Geoid of South East Sulawesi from airborne gravity using Hotine approach

Abstract

Abstract In the past, geoid was computed from gravity anomaly data using Stokes or Molodensky approaches. Obtaining gravity anomaly data is difficult because it needs some reductions of gravity from surface of the earth to the geoid using orthometric height from spirit level measurement. In the modern era, gravity anomaly data may be replaced by gravity disturbance data. It only required gravity and GNSS (Global Navigation Satellite System) measurement. This research aimed to determine geoid using Hotine’s approach.

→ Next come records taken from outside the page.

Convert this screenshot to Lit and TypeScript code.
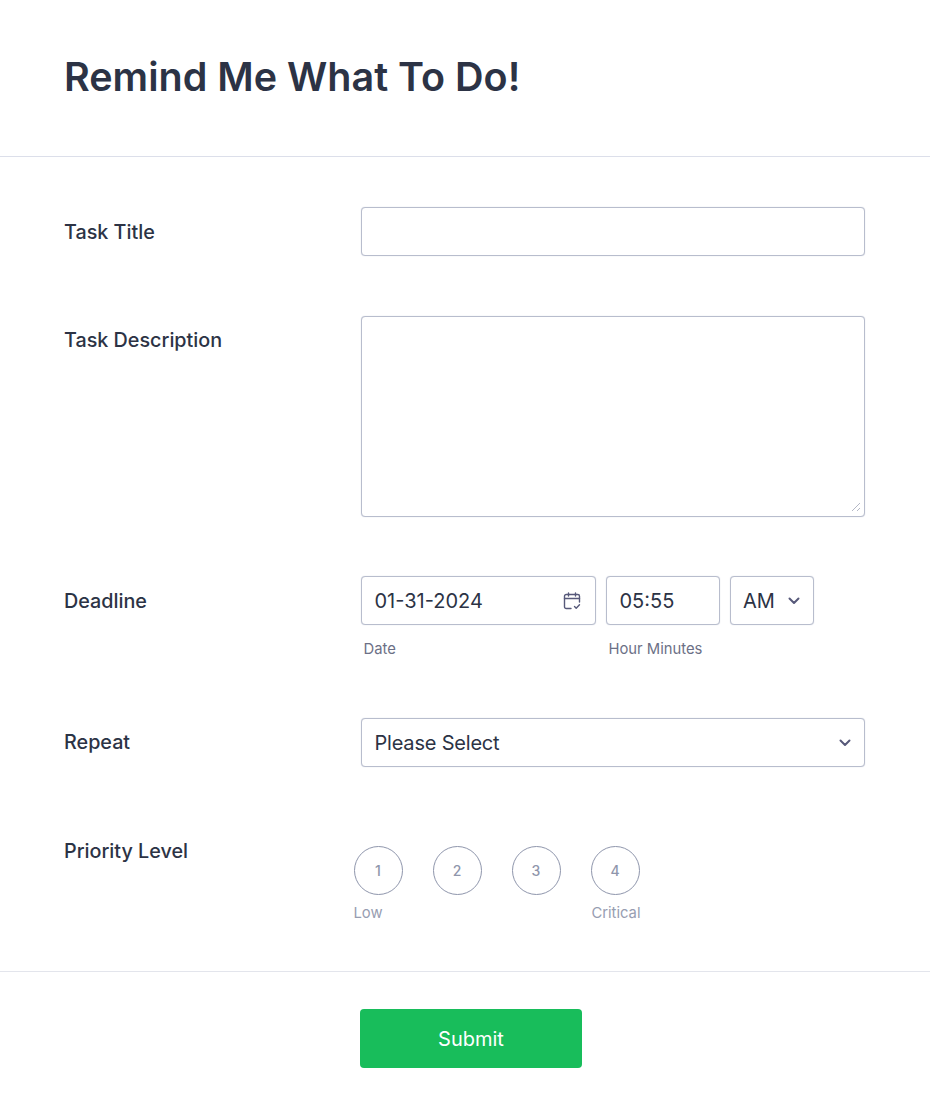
import { LitElement, html, css } from "lit";
import { customElement } from "lit/decorators.js";

const chevron = html`<svg class="chev" width="12" height="8" viewBox="0 0 12 8" fill="none"><path d="M1.5 1.5 6 6l4.5-4.5" stroke="#57597a" stroke-width="2" stroke-linecap="round" stroke-linejoin="round"/></svg>`;

@customElement("app-root")
export class AppRoot extends LitElement {
  static styles = css`
    :host { display: block; width: 930px; height: 1118px; background: #fff; color: #2c3345; font-family: Inter, "Liberation Sans", sans-serif; }
    * { box-sizing: border-box; }
    .head { height: 157px; padding: 53px 64px 0; border-bottom: 1px solid #dcdfea; }
    h1 { margin: 0; font-size: 39.5px; line-height: 48px; font-weight: 600; color: #2c3345; }
    .form { padding: 50px 65px 0 64px; height: 815px; border-bottom: 1px solid #e3e5ec; }
    .row { display: grid; grid-template-columns: 297px 504px; }
    .label { font-size: 19.75px; font-weight: 500; line-height: 24px; color: #2c3345; }
    .mid { padding-top: 13px; }
    .mid.up { padding-top: 12px; }
    .field { height: 49px; border: 1px solid #b8bdcd; border-radius: 4px; box-shadow: 0 0 1px 0 #c3c7d6; background: #fff; display: flex; align-items: center; justify-content: space-between; padding: 0 13px 0 12.5px; font-size: 20px; color: #2c3345; font-family: inherit; width: 100%; outline: none; }
    .tawrap { position: relative; height: 201px; }
    .ta { display: block; height: 201px; resize: none; padding: 13px; }
    .grip { position: absolute; right: 4px; bottom: 5px; }
    .r1 { margin-bottom: 60px; }
    .r2 { margin-bottom: 59px; }
    .r3 { margin-bottom: 60px; height: 82px; }
    .r4 { margin-bottom: 72px; }
    .dt { display: flex; }
    .w-date { width: 235px; margin-right: 10px; }
    .w-time { width: 113.5px; margin-right: 10px; }
    .w-ampm { width: 84px; }
    .cap { font-size: 14.8px; line-height: 17px; color: #6c7086; margin-top: 16px; padding-left: 2.5px; }
    .caps { display: flex; }
    .caps .c1 { width: 245px; }
    .chev { flex: none; }
    .cal { flex: none; }
    .sel { letter-spacing: -0.2px; }
    .rating { margin-left: -7.5px; padding-top: 7px; }
    .dots { display: flex; gap: 30px; }
    .dot { width: 49px; height: 49px; border-radius: 50%; border: 1px solid #8f96ac; display: flex; align-items: center; justify-content: center; font-size: 14px; color: #8f96ac; font-weight: 500; }
    .ends { display: flex; justify-content: space-between; width: 287px; margin-top: 10px; font-size: 14.8px; line-height: 17px; color: #979db1; }
    .foot { display: flex; justify-content: center; padding-top: 37px; padding-left: 12px; }
    button { width: 222px; height: 59px; border: 0; border-radius: 4px; background: #18bd5b; color: #fff; font-family: inherit; font-size: 20px; font-weight: 400; }
  `;
  render() {
    return html`
      <header class="head"><h1>Remind Me What To Do!</h1></header>
      <section class="form">
        <div class="row r1"><div class="label mid">Task Title</div><input class="field" type="text" /></div>
        <div class="row r2"><div class="label mid up">Task Description</div>
          <div class="tawrap"><textarea class="field ta"></textarea>
            <svg class="grip" width="10" height="10" viewBox="0 0 10 10" fill="none" stroke="#b4b8c6" stroke-width="1"><path d="M1 9 9 1M6 9l3-3"/></svg>
          </div>
        </div>
        <div class="row r3">
          <div class="label mid">Deadline</div>
          <div>
            <div class="dt">
              <div class="field w-date">01-31-2024
                <svg class="cal" width="20" height="20" viewBox="0 0 20 20" fill="none" stroke="#57597a" stroke-width="1.4" stroke-linecap="round" stroke-linejoin="round"><path d="M9 17.5H4.2a1.7 1.7 0 0 1-1.7-1.7V5.2a1.7 1.7 0 0 1 1.7-1.7h11.6a1.7 1.7 0 0 1 1.7 1.7V11"/><path d="M2.5 7.5h15M6.5 2v3M13.5 2v3"/><path d="m12.5 15.5 1.7 1.7 3.3-3.4"/></svg>
              </div>
              <div class="field w-time">05:55</div>
              <div class="field w-ampm">AM ${chevron}</div>
            </div>
            <div class="caps"><div class="cap c1">Date</div><div class="cap">Hour Minutes</div></div>
          </div>
        </div>
        <div class="row r4"><div class="label mid up">Repeat</div><div class="field"><span class="sel">Please Select</span> ${chevron}</div></div>
        <div class="row">
          <div class="label">Priority Level</div>
          <div class="rating">
            <div class="dots"><div class="dot">1</div><div class="dot">2</div><div class="dot">3</div><div class="dot">4</div></div>
            <div class="ends"><span>Low</span><span>Critical</span></div>
          </div>
        </div>
      </section>
      <footer class="foot"><button>Submit</button></footer>
    `;
  }
}
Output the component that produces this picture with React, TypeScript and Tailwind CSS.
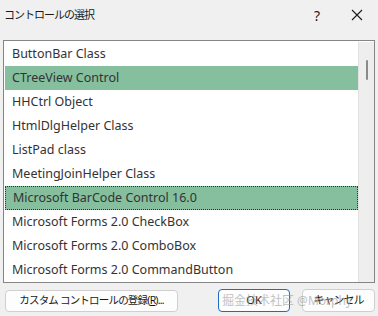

Disturbance data were generated from archived free air anomaly of airborne gravimetry in Sulawesi area. South East Sulawesi province was selected as a case study area. In this study, gravity observation was calculated at an altitude of 4000 m above the reference ellipsoid. Gravity estimation at the same height aims to increase the precision of the downward continuation process to the geoid. Hotine integral is calculated above the geoid, so that the gravity disturbance data is downwarded to the geoid. The geoid undulation is graded from north to south. Geoid from airborne gravity around Pegunugan Mekongga in the northern part of Southeast Sulawesi Province has the largest geoid undulation which reaches 63 m, while the geoid in the southern part of Buton Island reaches 52 m. Geoid validation of airborne gravity at 13 test points produces a standard deviation of ± 0.050 m. The standard deviation is much smaller than the results of geoid testing from airborne data in North Sulawesi, Central Sulawesi and Southeast Sulawesi. This fact indicates that the Hotine approach has the potential to produce a precise geoid if used in geoid-based airborne gravity calculations.